The dense forests supply them with everything they need to survive, including timber to build homes, food, and medicines, increasing the probability they can earn livelihoods and survive. “SC is not only a land-use system but a way of life, hence, the people cling on to this,” said Pandey. “To safeguard sustainability, optimise ecosystem-based approaches and socio-ecological system frameworks, harmonisation of cultural ecosystem services and human wellbeing would be essential so as to ensure positive outcomes of management interventions on SC.”
In other words, planning for better adaptation needs to satisfy the less tangible needs and aspirations of these communities, allowing them to sustain their rich cultural traditions.
Suresh Babu, head of capacity strengthening at the International Food Policy Research Institute (IFPRI), believes COVID-19 has allowed SC to be seen with a fresh perspective, particularly in terms of boosting food security and agriculture for the communities who practice it. He says, “the ecological aspects of SC are key for the preservation of indigenous crops and cultivars grown by native populations for centuries.” Its characteristics are “useful in the context of addressing climate change and other uncertainties.” These, however, require “strong institutional support” and “collective action institutions to be nurtured amongst them.”

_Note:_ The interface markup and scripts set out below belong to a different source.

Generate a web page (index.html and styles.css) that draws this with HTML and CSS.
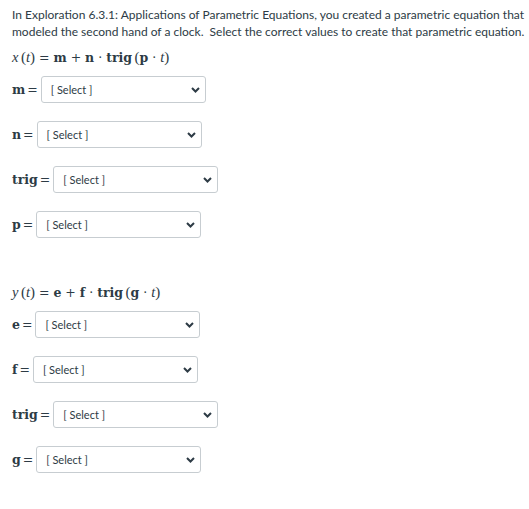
FILE: index.html
```html
<!DOCTYPE html>
<html>
<head>
<meta charset="utf-8">
<link rel="stylesheet" href="styles.css">
</head>
<body>
<div class="page">
  <p class="intro">In Exploration 6.3.1: Applications of Parametric Equations, you created a parametric equation that modeled the second hand of a clock.&nbsp; Select the correct values to create that parametric equation.</p>

  <div class="formula"><span class="it">x</span>&thinsp;<span class="paren">(</span><span class="it">t</span><span class="paren">)</span> <span class="op">=</span> <span class="bf">m</span> <span class="op">+</span> <span class="bf">n</span> <span class="op">·</span> <span class="bf">trig</span>&thinsp;<span class="paren">(</span><span class="bf">p</span> <span class="op">·</span> <span class="it">t</span><span class="paren">)</span></div>

  <div class="rows">
    <div class="row"><span class="bf">m</span><span class="eq">=</span><div class="sel">[ Select ]<span class="chev"><svg width="9" height="6" viewBox="0 0 9 6"><path d="M1 1 L4.5 4.5 L8 1" fill="none" stroke="#2d3b45" stroke-width="2"/></svg></span></div></div>
    <div class="row"><span class="bf">n</span><span class="eq">=</span><div class="sel">[ Select ]<span class="chev"><svg width="9" height="6" viewBox="0 0 9 6"><path d="M1 1 L4.5 4.5 L8 1" fill="none" stroke="#2d3b45" stroke-width="2"/></svg></span></div></div>
    <div class="row"><span class="bf">trig</span><span class="eq">=</span><div class="sel">[ Select ]<span class="chev"><svg width="9" height="6" viewBox="0 0 9 6"><path d="M1 1 L4.5 4.5 L8 1" fill="none" stroke="#2d3b45" stroke-width="2"/></svg></span></div></div>
    <div class="row"><span class="bf">p</span><span class="eq">=</span><div class="sel">[ Select ]<span class="chev"><svg width="9" height="6" viewBox="0 0 9 6"><path d="M1 1 L4.5 4.5 L8 1" fill="none" stroke="#2d3b45" stroke-width="2"/></svg></span></div></div>
  </div>

  <div class="formula second"><span class="it">y</span>&thinsp;<span class="paren">(</span><span class="it">t</span><span class="paren">)</span> <span class="op">=</span> <span class="bf">e</span> <span class="op">+</span> <span class="bf">f</span> <span class="op">·</span> <span class="bf">trig</span>&thinsp;<span class="paren">(</span><span class="bf">g</span> <span class="op">·</span> <span class="it">t</span><span class="paren">)</span></div>

  <div class="rows">
    <div class="row"><span class="bf">e</span><span class="eq">=</span><div class="sel">[ Select ]<span class="chev"><svg width="9" height="6" viewBox="0 0 9 6"><path d="M1 1 L4.5 4.5 L8 1" fill="none" stroke="#2d3b45" stroke-width="2"/></svg></span></div></div>
    <div class="row"><span class="bf">f</span><span class="eq">=</span><div class="sel">[ Select ]<span class="chev"><svg width="9" height="6" viewBox="0 0 9 6"><path d="M1 1 L4.5 4.5 L8 1" fill="none" stroke="#2d3b45" stroke-width="2"/></svg></span></div></div>
    <div class="row"><span class="bf">trig</span><span class="eq">=</span><div class="sel">[ Select ]<span class="chev"><svg width="9" height="6" viewBox="0 0 9 6"><path d="M1 1 L4.5 4.5 L8 1" fill="none" stroke="#2d3b45" stroke-width="2"/></svg></span></div></div>
    <div class="row"><span class="bf">g</span><span class="eq">=</span><div class="sel">[ Select ]<span class="chev"><svg width="9" height="6" viewBox="0 0 9 6"><path d="M1 1 L4.5 4.5 L8 1" fill="none" stroke="#2d3b45" stroke-width="2"/></svg></span></div></div>
  </div>
</div>
</body>
</html>
```

FILE: styles.css
```css
html, body {
  margin: 0;
  padding: 0;
  background: #ffffff;
}
.page {
  padding: 6px 4px 0 12px;
  color: #2d3b45;
  font-family: Lato, "Liberation Sans", sans-serif;
}
.intro {
  margin: 0;
  font-size: 12px;
  line-height: 17px;
}
.formula {
  margin-top: 7px;
  font-family: "DejaVu Serif", serif;
  font-size: 12.5px;
  line-height: 20px;
  height: 20px;
  color: #2d3b45;
  white-space: nowrap;
}
.formula.second {
  margin-top: 44px;
}
.it {
  font-style: italic;
  font-family: "Liberation Serif", serif;
  font-size: 14.5px;
}
.bf {
  font-weight: bold;
  font-family: "DejaVu Serif", serif;
}
.paren {
  font-family: "Liberation Serif", serif;
  font-size: 15px;
}
.op {
  font-family: "DejaVu Serif", serif;
}
.rows {
  display: flex;
  flex-direction: column;
  gap: 18px;
  margin-top: 9px;
}
.row {
  display: flex;
  align-items: center;
  font-family: "DejaVu Serif", serif;
  font-size: 12.5px;
}
.eq {
  margin: 0 3px 0 2px;
}
.sel {
  width: 165px;
  height: 27px;
  box-sizing: border-box;
  border: 1px solid #c7cdd1;
  border-radius: 3px;
  display: flex;
  align-items: center;
  justify-content: space-between;
  padding: 0 5px 0 9px;
  font-family: Lato, "Liberation Sans", sans-serif;
  font-size: 11px;
  color: #2d3b45;
  background: #fff;
}
.chev {
  display: flex;
  align-items: center;
}
```
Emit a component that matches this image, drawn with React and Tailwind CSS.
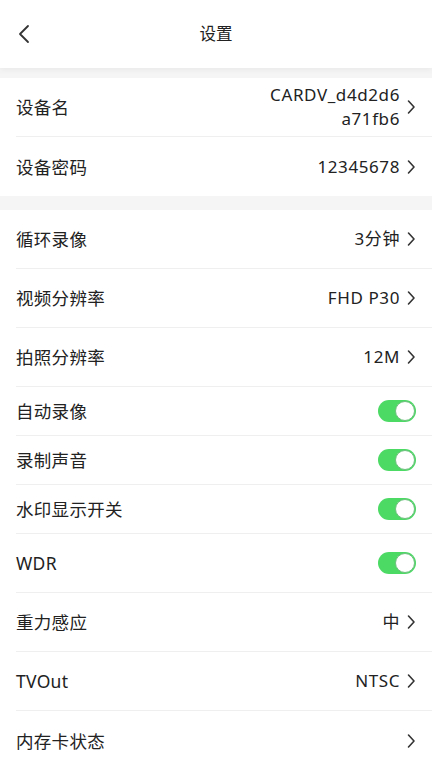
import React from 'react';

const font = { fontFamily: '"Noto Sans", "Noto Sans CJK SC", sans-serif' };

function Chevron() {
  return (
    <svg width="10" height="16" viewBox="0 0 10 16" className="ml-[6px] shrink-0">
      <path d="M2.5 2 L8 8 L2.5 14" fill="none" stroke="#333" strokeWidth="1.6" strokeLinecap="round" strokeLinejoin="round" />
    </svg>
  );
}

function Toggle() {
  return (
    <div className="w-[38px] h-[22px] rounded-full bg-[#4cd964] flex items-center justify-end pr-[1px]">
      <div className="w-[20px] h-[20px] rounded-full bg-white border border-[#6fbf7f]" />
    </div>
  );
}

function Row({ label, value, toggle, tall = true, last, chevron = true }) {
  return (
    <div className="pl-4 bg-white">
      <div className={`flex items-center justify-between pr-4 ${tall ? 'h-[59px]' : 'h-[49px]'} ${last ? '' : 'border-b border-[#efefef]'}`}>
        <span className="text-[17.5px] leading-[24px] text-[#222] tracking-[0.3px]">{label}</span>
        {toggle ? (
          <Toggle />
        ) : (
          <div className="flex items-center">
            {value && <span className="text-[17px] leading-[24px] text-[#222] text-right tracking-[0.6px]">{value}</span>}
            {chevron && <Chevron />}
          </div>
        )}
      </div>
    </div>
  );
}

export default function App() {
  return (
    <div className="w-[432px] h-[768px] bg-[#f5f5f5] overflow-hidden" style={font}>
      {/* Header */}
      <div className="relative h-[68px] bg-white flex items-center justify-center shadow-[0_2px_6px_rgba(0,0,0,0.05)]">
        <svg width="14" height="20" viewBox="0 0 14 20" className="absolute left-[17px] top-[24px]">
          <path d="M11 2 L3 10 L11 18" fill="none" stroke="#333" strokeWidth="1.8" strokeLinecap="round" strokeLinejoin="round" />
        </svg>
        <span className="text-[16.5px] text-[#222]">设置</span>
      </div>

      {/* Device */}
      <div className="mt-[10px] bg-white">
        <div className="pl-4">
          <div className="flex items-center justify-between pr-4 h-[59px] border-b border-[#efefef]">
            <span className="text-[17.5px] leading-[24px] text-[#222] tracking-[0.3px]">设备名</span>
            <div className="flex items-center">
              <span className="text-[17px] leading-[24px] text-[#222] text-right tracking-[0.6px]">CARDV_d4d2d6<br />a71fb6</span>
              <Chevron />
            </div>
          </div>
        </div>
        <Row label="设备密码" value="12345678" last />
      </div>

      {/* Settings */}
      <div className="mt-[14px] bg-white">
        <Row label="循环录像" value="3分钟" />
        <Row label="视频分辨率" value="FHD P30" />
        <Row label="拍照分辨率" value="12M" />
        <Row label="自动录像" toggle tall={false} />
        <Row label="录制声音" toggle tall={false} />
        <Row label="水印显示开关" toggle tall={false} />
        <Row label="WDR" toggle />
        <Row label="重力感应" value="中" />
        <Row label="TVOut" value="NTSC" />
        <Row label="内存卡状态" last />
      </div>
    </div>
  );
}
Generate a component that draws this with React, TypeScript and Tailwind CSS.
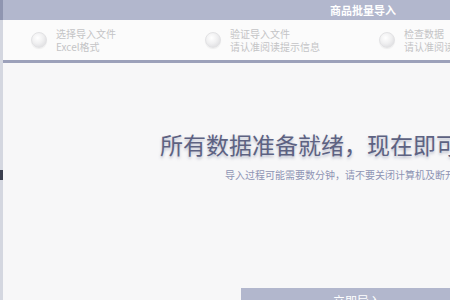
const steps = [
  { title: '选择导入文件', sub: 'Excel格式' },
  { title: '验证导入文件', sub: '请认准阅读提示信息' },
  { title: '检查数据', sub: '请认准阅读提示信息' },
];

function StepDot() {
  return (
    <span className="block h-4 w-4 shrink-0 rounded-full border border-[#e2e2e4] bg-[radial-gradient(circle_at_40%_35%,#ffffff_0%,#f0f0f1_45%,#d6d6d9_100%)] shadow-[0_1px_1px_rgba(0,0,0,0.06)]" />
  );
}

export default function App() {
  return (
    <div
      className="flex h-[300px] w-[450px] overflow-hidden bg-[#f7f7f8]"
      style={{ fontFamily: '"Noto Sans CJK SC", "Noto Sans", sans-serif' }}
    >
      {/* left window edge */}
      <div className="flex w-[3px] shrink-0 flex-col">
        <div className="h-[20px] bg-[#8f95b0]" />
        <div className="h-[150px] bg-[#d4d7e0]" />
        <div className="h-[10px] bg-[#3b3f4f]" />
        <div className="flex-1 bg-[#d4d7e0]" />
      </div>

      <div className="flex min-w-0 flex-1 flex-col">
        <div className="flex h-[20px] shrink-0 items-center bg-[#b2b7cd] pl-[327px]">
          <span className="whitespace-nowrap text-[11px] font-bold leading-none text-white">
            商品批量导入
          </span>
        </div>

        <div className="flex h-[40px] shrink-0 items-center bg-[#fbfbfb] pl-[28px]">
          {steps.map((s) => (
            <div key={s.title} className="flex w-[174px] shrink-0 items-center gap-[9px]">
              <StepDot />
              <div className="whitespace-nowrap text-[10px] leading-[13px] text-[#c4c4c6]">
                <div>{s.title}</div>
                <div>{s.sub}</div>
              </div>
            </div>
          ))}
        </div>
        <div className="h-[3px] shrink-0 bg-[#9ca1ba]" />

        <div className="flex min-h-0 flex-1 flex-col">
          <h1 className="whitespace-nowrap pl-[157px] pt-[67px] text-[23px] leading-[28px] text-[#5d6282] [text-shadow:0_2px_3px_rgba(70,80,120,0.35)]">
            所有数据准备就绪，现在即可开始导入
          </h1>
          <p className="mt-[10px] whitespace-nowrap pl-[222px] text-[10px] leading-[14px] text-[#8e94b4]">
            导入过程可能需要数分钟，请不要关闭计算机及断开网络
          </p>
          <div className="flex-1" />
          <div className="ml-[238px] h-[12px] w-[232px] shrink-0 overflow-hidden bg-[#b2b7cd] pt-[6px] text-center text-[12px] leading-[14px] text-white">
            立即导入
          </div>
        </div>
      </div>
    </div>
  );
}
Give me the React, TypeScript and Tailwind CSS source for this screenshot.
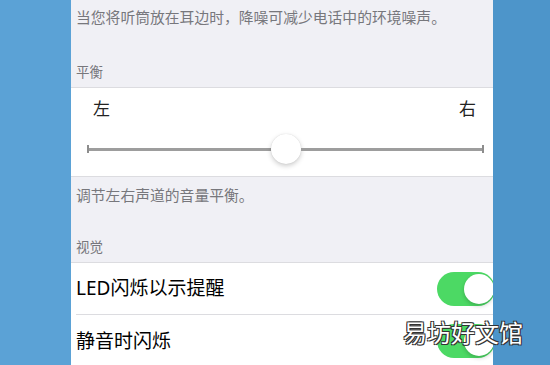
const font = { fontFamily: '"Noto Sans", "Noto Sans CJK SC", sans-serif' };

function Toggle() {
  return (
    <div className="flex h-[34px] w-[58px] shrink-0 items-center justify-end rounded-full bg-[#4cd964] pr-[1px]">
      <div className="h-[30px] w-[30px] rounded-full bg-white shadow-[0_2px_4px_rgba(0,0,0,0.2)]" />
    </div>
  );
}

function Row({ label, last }: { label: string; last?: boolean }) {
  return (
    <div className="ml-[5px] flex h-[52px] items-center border-[#dcdce0]" style={{ borderBottomWidth: last ? 0 : 1 }}>
      <span className="text-[19px] text-black">{label}</span>
      <div className="ml-auto -mr-[2px]">
        <Toggle />
      </div>
    </div>
  );
}

function Slider() {
  return (
    <div className="mt-[13px] flex h-[30px] items-center pl-[16px] pr-[9px]">
      <div className="h-[8px] w-[2px] bg-[#8d8d8d]" />
      <div className="h-[3px] w-[182px] bg-[#9d9d9d]" />
      <div className="h-[30px] w-[30px] shrink-0 rounded-full bg-white shadow-[0_2px_5px_rgba(0,0,0,0.2),0_0_1px_rgba(0,0,0,0.15)]" />
      <div className="h-[3px] flex-1 bg-[#9d9d9d]" />
      <div className="h-[8px] w-[2px] bg-[#8d8d8d]" />
    </div>
  );
}

export default function App() {
  return (
    <div className="relative flex h-[365px] w-[550px] overflow-hidden" style={font}>
      <div className="w-[71px] bg-[#5ba2d6]" />
      <div className="w-[422px] overflow-hidden bg-[#f0f0f5]">
        <div className="h-[88px] border-b border-[#dcdce0] pl-[5px]">
          <p className="pt-[6px] text-[14.8px] leading-[22px] text-[#77777c]">
            当您将听筒放在耳边时，降噪可减少电话中的环境噪声。
          </p>
          <p className="pt-[34px] text-[13.5px] leading-[20px] text-[#77777c]">平衡</p>
        </div>
        <div className="h-[88px] bg-white pt-[9px]">
          <div className="flex justify-between pl-[22px] pr-[17px] text-[17px] leading-[24px] text-[#222]">
            <span>左</span>
            <span>右</span>
          </div>
          <Slider />
        </div>
        <div className="h-[87px] border-t border-b border-[#dcdce0] pl-[5px]">
          <p className="pt-[7px] text-[14.8px] leading-[22px] text-[#77777c]">调节左右声道的音量平衡。</p>
          <p className="pt-[31px] text-[13.5px] leading-[20px] text-[#77777c]">视觉</p>
        </div>
        <div className="bg-white">
          <Row label="LED闪烁以示提醒" />
          <Row label="静音时闪烁" last />
        </div>
      </div>
      <div className="flex-1 bg-[#4d95ca]" />
      <div className="absolute left-[403px] top-[318px] text-[24px] leading-[30px] text-white [text-shadow:_-1px_-1px_0_#333,1px_-1px_0_#333,-1px_1px_0_#333,1px_1px_0_#333]">
        易坊好文馆
      </div>
    </div>
  );
}
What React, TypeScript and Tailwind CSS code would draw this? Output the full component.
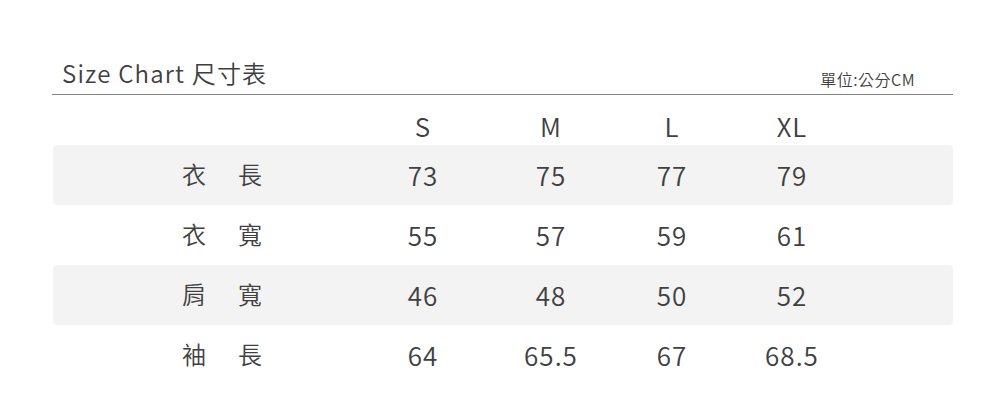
import React from "react";

const font = { fontFamily: '"Noto Sans CJK TC", "Noto Sans", sans-serif' };

const rows = [
  { label: ["衣", "長"], vals: ["73", "75", "77", "79"], band: true },
  { label: ["衣", "寬"], vals: ["55", "57", "59", "61"], band: false },
  { label: ["肩", "寬"], vals: ["46", "48", "50", "52"], band: true },
  { label: ["袖", "長"], vals: ["64", "65.5", "67", "68.5"], band: false },
];

function Cells({ vals }: { vals: string[] }) {
  return (
    <>
      <div className="w-[120px] text-center">{vals[0]}</div>
      <div className="w-[136px] text-center">{vals[1]}</div>
      <div className="w-[106px] text-center">{vals[2]}</div>
      <div className="w-[134px] text-center">{vals[3]}</div>
    </>
  );
}

export default function App() {
  return (
    <div className="w-[1005px] h-[420px] bg-white text-[#404040] font-[350]" style={font}>
      <div className="mx-[52px] pt-[55px]">
        <div className="flex items-end justify-between border-b border-[#808080] pb-[3px]">
          <div className="pl-[10px] text-[24px] tracking-[1.2px] leading-[36px]">Size Chart 尺寸表</div>
          <div className="pr-[38px] pb-[2px] text-[16px] leading-[20px] tracking-[0.5px]">單位:公分CM</div>
        </div>
        <div className="pl-px">
          <div className="flex h-[50px] pt-[16px] text-[26px] leading-[30px] tracking-[1px]">
            <div className="w-[310px]" />
            <Cells vals={["S", "M", "L", "XL"]} />
          </div>
          {rows.map((r, i) => (
            <div
              key={i}
              className={`flex items-center h-[60px] text-[26px] tracking-[1px] rounded-[4px] ${r.band ? "bg-[#f3f3f3]" : ""}`}
            >
              <div className="w-[310px] pl-[129px] pb-[2px] flex gap-[32px] text-[24px] tracking-normal">
                <span>{r.label[0]}</span>
                <span>{r.label[1]}</span>
              </div>
              <div className="flex pb-[1px]">
                <Cells vals={r.vals} />
              </div>
            </div>
          ))}
        </div>
      </div>
    </div>
  );
}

Recently, the government has announced shifting cultivation may soon receive legal backing. A comprehensive policy is being written, spearheaded by government think tank NITI Aayog, aimed at supporting the practice and ensuring cultivators have access to credit and benefits such as subsidies. This plan includes defining the land used for SC as agricultural land, something Teegalapalli sees as “a welcome move” as long as it is carefully implemented.